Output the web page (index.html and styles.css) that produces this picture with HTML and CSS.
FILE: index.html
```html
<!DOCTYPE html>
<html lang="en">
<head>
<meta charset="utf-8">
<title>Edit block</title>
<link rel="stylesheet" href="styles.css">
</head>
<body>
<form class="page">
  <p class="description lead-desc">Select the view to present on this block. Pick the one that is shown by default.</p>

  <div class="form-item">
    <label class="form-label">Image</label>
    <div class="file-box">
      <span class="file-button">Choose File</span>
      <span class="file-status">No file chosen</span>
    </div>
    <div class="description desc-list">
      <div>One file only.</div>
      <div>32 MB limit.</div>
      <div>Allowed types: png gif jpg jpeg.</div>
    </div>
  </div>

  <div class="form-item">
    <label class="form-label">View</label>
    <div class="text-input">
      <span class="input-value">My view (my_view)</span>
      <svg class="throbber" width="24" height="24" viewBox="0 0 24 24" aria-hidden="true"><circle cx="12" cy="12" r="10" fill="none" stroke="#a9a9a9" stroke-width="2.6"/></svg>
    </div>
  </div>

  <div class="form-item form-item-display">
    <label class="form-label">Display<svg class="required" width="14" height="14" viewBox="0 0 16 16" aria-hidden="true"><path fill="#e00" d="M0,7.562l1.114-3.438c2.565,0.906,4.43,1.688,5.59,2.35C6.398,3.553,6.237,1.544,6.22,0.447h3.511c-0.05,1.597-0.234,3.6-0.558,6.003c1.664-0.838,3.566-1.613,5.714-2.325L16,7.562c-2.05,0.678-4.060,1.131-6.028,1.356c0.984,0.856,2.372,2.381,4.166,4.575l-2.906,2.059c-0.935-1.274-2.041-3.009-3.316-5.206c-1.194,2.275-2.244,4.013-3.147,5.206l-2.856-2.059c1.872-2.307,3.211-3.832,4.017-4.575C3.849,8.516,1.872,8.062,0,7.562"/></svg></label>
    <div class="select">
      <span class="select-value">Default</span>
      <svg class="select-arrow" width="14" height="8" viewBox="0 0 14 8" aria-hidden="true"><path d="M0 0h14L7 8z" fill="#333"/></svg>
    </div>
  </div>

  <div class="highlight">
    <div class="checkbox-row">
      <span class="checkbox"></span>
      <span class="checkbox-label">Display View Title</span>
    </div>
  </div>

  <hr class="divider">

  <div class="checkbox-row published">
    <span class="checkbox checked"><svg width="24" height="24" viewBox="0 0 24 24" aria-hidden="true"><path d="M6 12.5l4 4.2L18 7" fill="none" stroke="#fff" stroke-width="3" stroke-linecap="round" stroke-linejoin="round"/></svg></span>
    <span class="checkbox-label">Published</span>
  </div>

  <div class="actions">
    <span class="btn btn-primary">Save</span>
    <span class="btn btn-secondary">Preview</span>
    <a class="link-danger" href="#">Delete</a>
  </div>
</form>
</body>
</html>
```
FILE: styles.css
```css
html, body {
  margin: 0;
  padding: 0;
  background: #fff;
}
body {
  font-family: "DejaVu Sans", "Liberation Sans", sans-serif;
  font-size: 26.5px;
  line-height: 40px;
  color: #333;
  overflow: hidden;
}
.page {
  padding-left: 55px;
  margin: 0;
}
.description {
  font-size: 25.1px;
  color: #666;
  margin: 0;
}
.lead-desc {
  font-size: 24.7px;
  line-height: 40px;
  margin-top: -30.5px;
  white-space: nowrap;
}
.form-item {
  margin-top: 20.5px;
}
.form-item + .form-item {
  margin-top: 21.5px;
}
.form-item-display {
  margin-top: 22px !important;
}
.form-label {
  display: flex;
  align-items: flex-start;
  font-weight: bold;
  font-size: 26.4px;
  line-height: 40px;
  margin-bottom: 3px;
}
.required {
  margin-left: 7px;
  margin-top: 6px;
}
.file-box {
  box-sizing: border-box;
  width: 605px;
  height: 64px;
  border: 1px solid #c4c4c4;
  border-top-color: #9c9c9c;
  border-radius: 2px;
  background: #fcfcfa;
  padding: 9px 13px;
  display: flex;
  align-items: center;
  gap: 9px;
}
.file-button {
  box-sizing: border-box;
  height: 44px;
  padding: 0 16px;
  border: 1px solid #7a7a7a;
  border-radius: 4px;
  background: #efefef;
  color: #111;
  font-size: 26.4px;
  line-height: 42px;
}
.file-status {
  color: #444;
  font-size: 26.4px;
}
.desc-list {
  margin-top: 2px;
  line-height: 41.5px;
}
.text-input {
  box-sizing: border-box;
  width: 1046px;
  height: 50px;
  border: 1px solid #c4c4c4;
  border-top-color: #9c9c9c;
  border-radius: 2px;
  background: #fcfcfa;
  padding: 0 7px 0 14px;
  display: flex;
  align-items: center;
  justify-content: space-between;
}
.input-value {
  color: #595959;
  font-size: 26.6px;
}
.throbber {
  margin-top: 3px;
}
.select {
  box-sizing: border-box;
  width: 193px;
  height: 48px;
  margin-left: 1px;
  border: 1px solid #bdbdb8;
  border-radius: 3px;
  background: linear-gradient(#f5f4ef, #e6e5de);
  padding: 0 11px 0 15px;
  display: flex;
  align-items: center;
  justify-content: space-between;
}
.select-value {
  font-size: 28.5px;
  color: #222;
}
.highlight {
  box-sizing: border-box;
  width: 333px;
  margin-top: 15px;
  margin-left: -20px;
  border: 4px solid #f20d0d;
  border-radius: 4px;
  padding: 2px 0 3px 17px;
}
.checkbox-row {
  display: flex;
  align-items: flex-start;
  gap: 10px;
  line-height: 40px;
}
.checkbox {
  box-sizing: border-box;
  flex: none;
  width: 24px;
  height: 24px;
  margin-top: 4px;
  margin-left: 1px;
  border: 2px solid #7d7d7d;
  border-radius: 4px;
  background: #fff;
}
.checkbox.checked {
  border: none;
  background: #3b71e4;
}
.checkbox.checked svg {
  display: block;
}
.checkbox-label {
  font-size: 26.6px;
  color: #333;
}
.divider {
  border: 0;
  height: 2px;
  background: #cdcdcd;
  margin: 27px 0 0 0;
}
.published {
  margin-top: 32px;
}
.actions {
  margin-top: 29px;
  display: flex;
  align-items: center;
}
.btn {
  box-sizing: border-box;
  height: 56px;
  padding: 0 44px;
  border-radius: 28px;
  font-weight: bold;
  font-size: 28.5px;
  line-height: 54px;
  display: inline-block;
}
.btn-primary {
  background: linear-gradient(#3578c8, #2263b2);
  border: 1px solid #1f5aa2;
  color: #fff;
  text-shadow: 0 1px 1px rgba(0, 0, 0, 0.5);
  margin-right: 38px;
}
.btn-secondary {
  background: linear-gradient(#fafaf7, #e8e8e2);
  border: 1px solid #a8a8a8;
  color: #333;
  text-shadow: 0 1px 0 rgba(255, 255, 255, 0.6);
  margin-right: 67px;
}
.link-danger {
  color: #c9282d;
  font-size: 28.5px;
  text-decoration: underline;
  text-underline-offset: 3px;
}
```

Task details: Give every line of the material again, exactly as it reads.

Right answer:
Output the web page (index.html and styles.css) that produces this picture with HTML and CSS.
FILE: index.html
```html
<!DOCTYPE html>
<html lang="en">
<head>
<meta charset="utf-8">
<title>Edit block</title>
<link rel="stylesheet" href="styles.css">
</head>
<body>
<form class="page">
  <p class="description lead-desc">Select the view to present on this block. Pick the one that is shown by default.</p>

  <div class="form-item">
    <label class="form-label">Image</label>
    <div class="file-box">
      <span class="file-button">Choose File</span>
      <span class="file-status">No file chosen</span>
    </div>
    <div class="description desc-list">
      <div>One file only.</div>
      <div>32 MB limit.</div>
      <div>Allowed types: png gif jpg jpeg.</div>
    </div>
  </div>

  <div class="form-item">
    <label class="form-label">View</label>
    <div class="text-input">
      <span class="input-value">My view (my_view)</span>
      <svg class="throbber" width="24" height="24" viewBox="0 0 24 24" aria-hidden="true"><circle cx="12" cy="12" r="10" fill="none" stroke="#a9a9a9" stroke-width="2.6"/></svg>
    </div>
  </div>

  <div class="form-item form-item-display">
    <label class="form-label">Display<svg class="required" width="14" height="14" viewBox="0 0 16 16" aria-hidden="true"><path fill="#e00" d="M0,7.562l1.114-3.438c2.565,0.906,4.43,1.688,5.59,2.35C6.398,3.553,6.237,1.544,6.22,0.447h3.511c-0.05,1.597-0.234,3.6-0.558,6.003c1.664-0.838,3.566-1.613,5.714-2.325L16,7.562c-2.05,0.678-4.060,1.131-6.028,1.356c0.984,0.856,2.372,2.381,4.166,4.575l-2.906,2.059c-0.935-1.274-2.041-3.009-3.316-5.206c-1.194,2.275-2.244,4.013-3.147,5.206l-2.856-2.059c1.872-2.307,3.211-3.832,4.017-4.575C3.849,8.516,1.872,8.062,0,7.562"/></svg></label>
    <div class="select">
      <span class="select-value">Default</span>
      <svg class="select-arrow" width="14" height="8" viewBox="0 0 14 8" aria-hidden="true"><path d="M0 0h14L7 8z" fill="#333"/></svg>
    </div>
  </div>

  <div class="highlight">
    <div class="checkbox-row">
      <span class="checkbox"></span>
      <span class="checkbox-label">Display View Title</span>
    </div>
  </div>

  <hr class="divider">

  <div class="checkbox-row published">
    <span class="checkbox checked"><svg width="24" height="24" viewBox="0 0 24 24" aria-hidden="true"><path d="M6 12.5l4 4.2L18 7" fill="none" stroke="#fff" stroke-width="3" stroke-linecap="round" stroke-linejoin="round"/></svg></span>
    <span class="checkbox-label">Published</span>
  </div>

  <div class="actions">
    <span class="btn btn-primary">Save</span>
    <span class="btn btn-secondary">Preview</span>
    <a class="link-danger" href="#">Delete</a>
  </div>
</form>
</body>
</html>
```
FILE: styles.css
```css
html, body {
  margin: 0;
  padding: 0;
  background: #fff;
}
body {
  font-family: "DejaVu Sans", "Liberation Sans", sans-serif;
  font-size: 26.5px;
  line-height: 40px;
  color: #333;
  overflow: hidden;
}
.page {
  padding-left: 55px;
  margin: 0;
}
.description {
  font-size: 25.1px;
  color: #666;
  margin: 0;
}
.lead-desc {
  font-size: 24.7px;
  line-height: 40px;
  margin-top: -30.5px;
  white-space: nowrap;
}
.form-item {
  margin-top: 20.5px;
}
.form-item + .form-item {
  margin-top: 21.5px;
}
.form-item-display {
  margin-top: 22px !important;
}
.form-label {
  display: flex;
  align-items: flex-start;
  font-weight: bold;
  font-size: 26.4px;
  line-height: 40px;
  margin-bottom: 3px;
}
.required {
  margin-left: 7px;
  margin-top: 6px;
}
.file-box {
  box-sizing: border-box;
  width: 605px;
  height: 64px;
  border: 1px solid #c4c4c4;
  border-top-color: #9c9c9c;
  border-radius: 2px;
  background: #fcfcfa;
  padding: 9px 13px;
  display: flex;
  align-items: center;
  gap: 9px;
}
.file-button {
  box-sizing: border-box;
  height: 44px;
  padding: 0 16px;
  border: 1px solid #7a7a7a;
  border-radius: 4px;
  background: #efefef;
  color: #111;
  font-size: 26.4px;
  line-height: 42px;
}
.file-status {
  color: #444;
  font-size: 26.4px;
}
.desc-list {
  margin-top: 2px;
  line-height: 41.5px;
}
.text-input {
  box-sizing: border-box;
  width: 1046px;
  height: 50px;
  border: 1px solid #c4c4c4;
  border-top-color: #9c9c9c;
  border-radius: 2px;
  background: #fcfcfa;
  padding: 0 7px 0 14px;
  display: flex;
  align-items: center;
  justify-content: space-between;
}
.input-value {
  color: #595959;
  font-size: 26.6px;
}
.throbber {
  margin-top: 3px;
}
.select {
  box-sizing: border-box;
  width: 193px;
  height: 48px;
  margin-left: 1px;
  border: 1px solid #bdbdb8;
  border-radius: 3px;
  background: linear-gradient(#f5f4ef, #e6e5de);
  padding: 0 11px 0 15px;
  display: flex;
  align-items: center;
  justify-content: space-between;
}
.select-value {
  font-size: 28.5px;
  color: #222;
}
.highlight {
  box-sizing: border-box;
  width: 333px;
  margin-top: 15px;
  margin-left: -20px;
  border: 4px solid #f20d0d;
  border-radius: 4px;
  padding: 2px 0 3px 17px;
}
.checkbox-row {
  display: flex;
  align-items: flex-start;
  gap: 10px;
  line-height: 40px;
}
.checkbox {
  box-sizing: border-box;
  flex: none;
  width: 24px;
  height: 24px;
  margin-top: 4px;
  margin-left: 1px;
  border: 2px solid #7d7d7d;
  border-radius: 4px;
  background: #fff;
}
.checkbox.checked {
  border: none;
  background: #3b71e4;
}
.checkbox.checked svg {
  display: block;
}
.checkbox-label {
  font-size: 26.6px;
  color: #333;
}
.divider {
  border: 0;
  height: 2px;
  background: #cdcdcd;
  margin: 27px 0 0 0;
}
.published {
  margin-top: 32px;
}
.actions {
  margin-top: 29px;
  display: flex;
  align-items: center;
}
.btn {
  box-sizing: border-box;
  height: 56px;
  padding: 0 44px;
  border-radius: 28px;
  font-weight: bold;
  font-size: 28.5px;
  line-height: 54px;
  display: inline-block;
}
.btn-primary {
  background: linear-gradient(#3578c8, #2263b2);
  border: 1px solid #1f5aa2;
  color: #fff;
  text-shadow: 0 1px 1px rgba(0, 0, 0, 0.5);
  margin-right: 38px;
}
.btn-secondary {
  background: linear-gradient(#fafaf7, #e8e8e2);
  border: 1px solid #a8a8a8;
  color: #333;
  text-shadow: 0 1px 0 rgba(255, 255, 255, 0.6);
  margin-right: 67px;
}
.link-danger {
  color: #c9282d;
  font-size: 28.5px;
  text-decoration: underline;
  text-underline-offset: 3px;
}
```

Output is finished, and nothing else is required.